49 The place where a person has the centre of his interests corresponds in general to his habitual residence. However, a person may also have the centre of his interests in a Member State in which he does not habitually reside, in so far as other factors, such as the pursuit of a professional activity, may establish the existence of a particularly close link with that State.

The Court concluded:

1. Article 5(3) of Council Regulation (EC) No 44/2001 of 22 December 2000 on jurisdiction and the recognition and enforcement of judgments in civil and commercial matters must be interpreted as meaning that, in the event of an alleged infringement of personality rights by means of content placed online on an internet website, the person who considers that his rights have been infringed has the option of bringing an action for liability, in respect of all the damage caused, either before the courts of the Member State in which the publisher of that content is established or before the courts of the Member State in which the centre of his interests is based. That person may also, instead of an action for liability in respect of all the damage caused, bring his action before the courts of each Member State in the territory of which content placed online is or has been accessible. Those courts have jurisdiction only in respect of the damage caused in the territory of the Member State of the court seised.

E-Commerce Directive and Choice of Law

The German supreme court for civil matters had also interrogated the ECJ on the impact of the 2000 E-Commerce Directive on choice of law. Although Article 1-4 of the Directive provides that the Directive “does not establish additional rules on private international law”, Article 3-2 provides:

2. Member States may not, for reasons falling within the coordinated field, restrict the freedom to provide information society services from another Member State.

It has therefore long been wondered whether Art. 3-2 did in fact establish a choice of law rule providing for the application of the law of the service provider (ie in defamation cases the law of the publisher) or, at the very least, whether Article 3-2 imposes on Member states to amend their choice of law rules insofar as they would stand against the European freedom of service.

The Court ruled that Article 3.2 does not create a choice of law rule:

61 In that regard, it must be noted, firstly, that an interpretation of the internal market rule enshrined in Article 3(1) of the Directive as meaning that it leads to the application of the substantive law in force in the Member State of establishment does not determine its classification as a rule of private international law. That paragraph principally imposes on Member States the obligation to ensure that the information society services provided by a service provider established on their territory comply with the national provisions applicable in the Member States in question which fall within the coordinated field. The imposition of such an obligation is not in the nature of a conflict-of-laws rule designed to resolve a specific conflict between several laws which may be applicable.

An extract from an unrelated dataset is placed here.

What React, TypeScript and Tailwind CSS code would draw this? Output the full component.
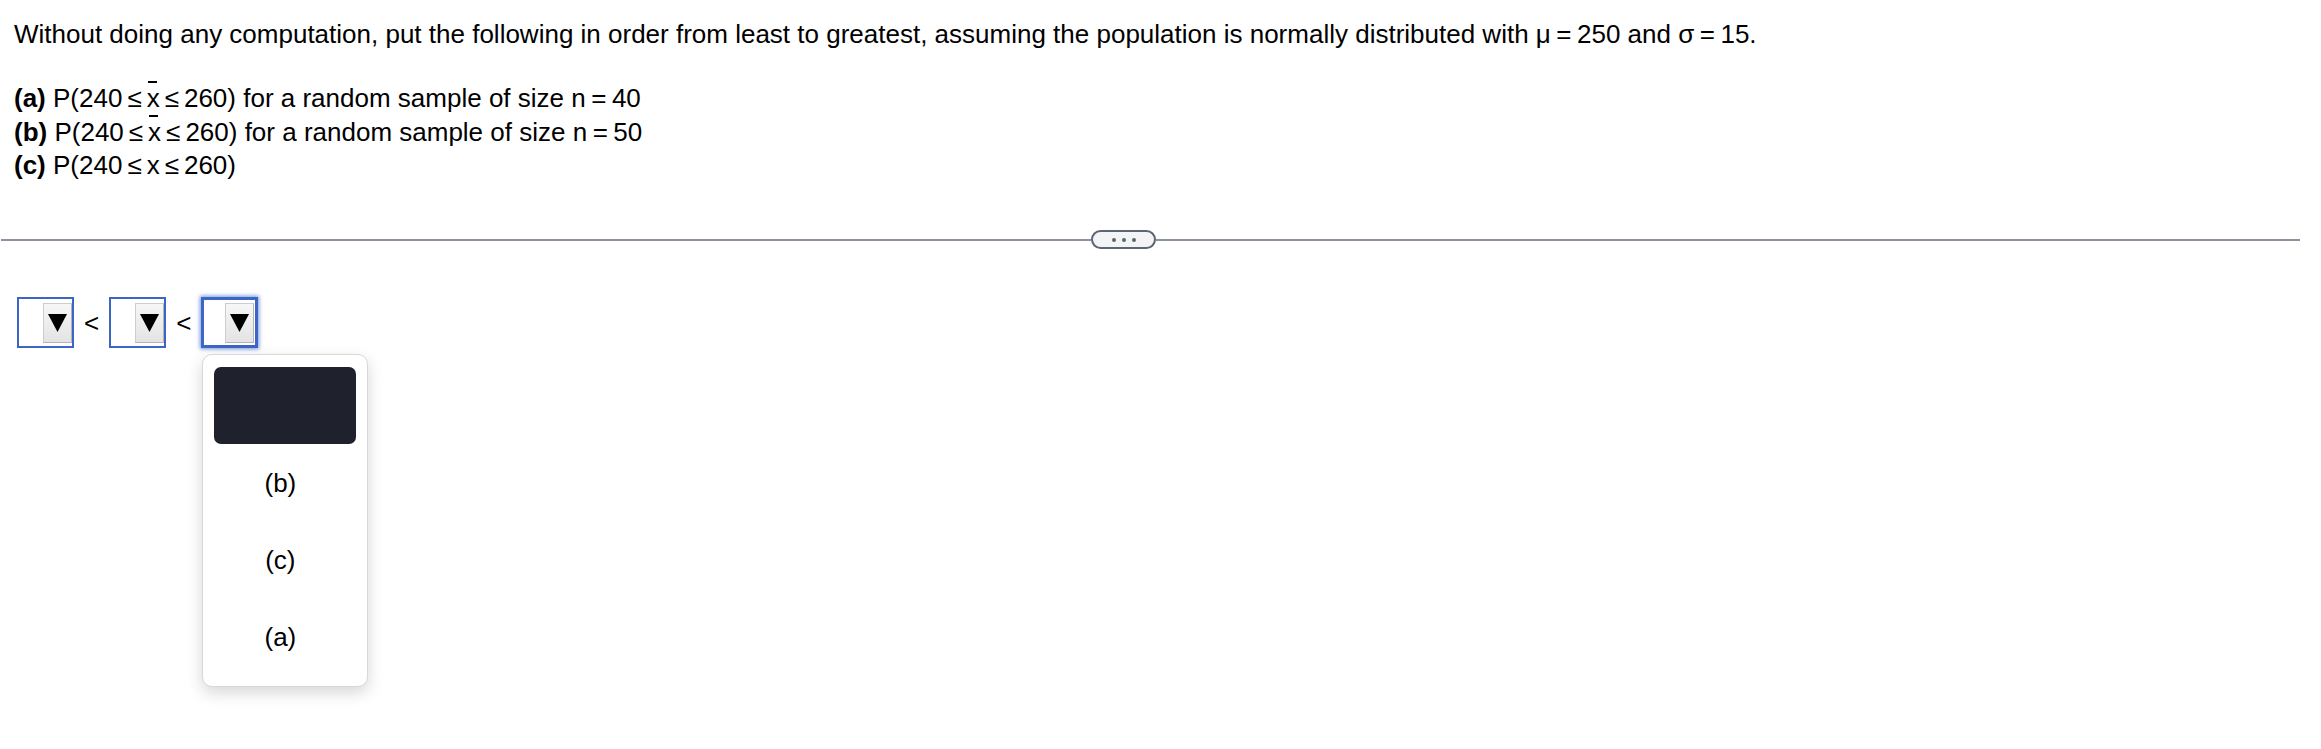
import React from 'react';

function XBar() {
  return (
    <span className="relative">
      x
      <span className="absolute left-[1px] top-[-2px] w-[9px] h-[2px] bg-black" />
    </span>
  );
}

function Le() {
  return <span className="mx-[5px]">≤</span>;
}

function Eq() {
  return <span className="mx-[5.5px]">=</span>;
}

function DropButton() {
  return (
    <div className="w-[29px] h-[40px] flex items-center justify-center bg-gradient-to-b from-[#f7f7f7] to-[#e4e4e4] border border-[#cdcdcd] border-r-[#b4b4b4] border-b-[#b4b4b4]">
      <svg width="19" height="18" viewBox="0 0 19 18">
        <polygon points="0,0 19,0 9.5,18" fill="#000" />
      </svg>
    </div>
  );
}

function Lt() {
  return <span className="mx-[10px] leading-none">&lt;</span>;
}

const options = ['', '(b)', '(c)', '(a)'];

export default function App() {
  return (
    <div className="min-h-[749px] w-full bg-white text-black text-[26px] font-['Liberation_Sans',Arial,sans-serif]">
      <p className="pl-[14px] pt-[17px] leading-[34px]">
        Without doing any computation, put the following in order from least to greatest, assuming the
        population is normally distributed with μ<Eq />250 and σ<Eq />15.
      </p>

      <div className="pl-[14px] mt-[31px] leading-[33.5px]">
        <p>
          <b>(a)</b> P(240<Le /><XBar /><Le />260) for a random sample of size n<Eq />40
        </p>
        <p>
          <b>(b)</b> P(240<Le /><XBar /><Le />260) for a random sample of size n<Eq />50
        </p>
        <p>
          <b>(c)</b> P(240<Le />x<Le />260)
        </p>
      </div>

      <div className="ml-[1px] w-[2299px] mt-[47.5px] h-[19px] flex items-center">
        <div className="w-[1090px] h-[2px] bg-[#8a939f]" />
        <div className="w-[65px] h-[19px] rounded-full border-2 border-[#5b6573] bg-[#f3f4f6] flex items-center justify-center gap-[6px]">
          <span className="w-[4px] h-[4px] rounded-full bg-[#5b6573]" />
          <span className="w-[4px] h-[4px] rounded-full bg-[#5b6573]" />
          <span className="w-[4px] h-[4px] rounded-full bg-[#5b6573]" />
        </div>
        <div className="flex-1 h-[2px] bg-[#8a939f]" />
      </div>

      <div className="pl-[17px] mt-[48px] flex items-center">
        <div className="w-[57px] h-[51px] border-2 border-[#3b66c5] flex items-center justify-end">
          <DropButton />
        </div>
        <Lt />
        <div className="w-[57px] h-[51px] border-2 border-[#3b66c5] flex items-center justify-end">
          <DropButton />
        </div>
        <Lt />
        <div className="relative">
          <div className="w-[57px] h-[51px] border-[3px] border-[#3b66c5] shadow-[0_0_4px_1px_rgba(59,102,197,0.7)] flex items-center justify-end pr-[1px]">
            <DropButton />
          </div>
          <div className="absolute left-[1px] top-[57px] w-[166px] h-[333px] rounded-[10px] border-[1.5px] border-[#d8d8d8] bg-white shadow-[0_6px_16px_rgba(0,0,0,0.16)] px-[11px] pt-[12px] pb-[11px] flex flex-col">
            {options.map((o, i) => (
              <div
                key={i}
                className={
                  i === 0
                    ? 'h-[77px] rounded-[7px] bg-[#1f222d]'
                    : 'h-[77px] flex items-center justify-center pr-[10px] leading-none'
                }
              >
                {o}
              </div>
            ))}
          </div>
        </div>
      </div>
    </div>
  );
}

62 Secondly, Article 3(2) of the Directive prohibits Member States from restricting, for reasons falling within the coordinated field, the freedom to provide information society services from another Member State. By contrast, it is apparent from Article 1(4) of the Directive, read in the light of recital 23 in the preamble thereto, that host Member States are in principle free to designate, pursuant to their private international law, the substantive rules which are applicable so long as this does not result in a restriction of the freedom to provide electronic commerce services.

63 It follows that Article 3(2) of the Directive does not require transposition in the form of a specific conflict-of-laws rule.

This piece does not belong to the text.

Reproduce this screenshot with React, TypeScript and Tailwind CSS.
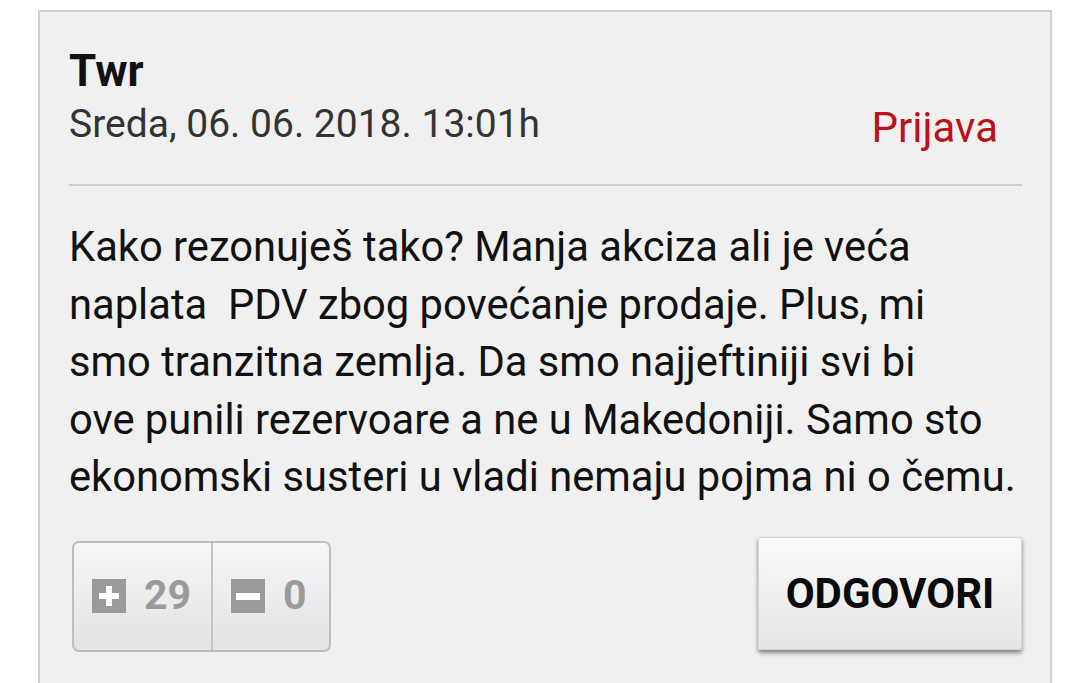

Yet, the Court ruled private international law should not stand in the way of the European freedom of service of e-commerce service providers:

66 In relation to the mechanism provided for by Article 3 of the Directive, it must be held that the fact of making electronic commerce services subject to the legal system of the Member State in which their providers are established pursuant to Article 3(1) does not allow the free movement of services to be fully guaranteed if the service providers must ultimately comply, in the host Member State, with stricter requirements than those applicable to them in the Member State in which they are established.

67 It follows that Article 3 of the Directive precludes, subject to derogations authorised in accordance with the conditions set out in Article 3(4), a provider of an electronic commerce service from being made subject to stricter requirements than those provided for by the substantive law in force in the Member State in which that service provider is established.

The Court concluded:

2. Article 3 of Directive 2000/31/EC of the European Parliament and of the Council of 8 June 2000 on certain legal aspects of information society services, in particular electronic commerce, in the Internal Market (‘Directive on electronic commerce’), must be interpreted as not requiring transposition in the form of a specific conflict-of-laws rule. Nevertheless, in relation to the coordinated field, Member States must ensure that, subject to the derogations authorised in accordance with the conditions set out in Article 3(4) of Directive 2000/31, the provider of an electronic commerce service is not made subject to stricter requirements than those provided for by the substantive law applicable in the Member State in which that service provider is established.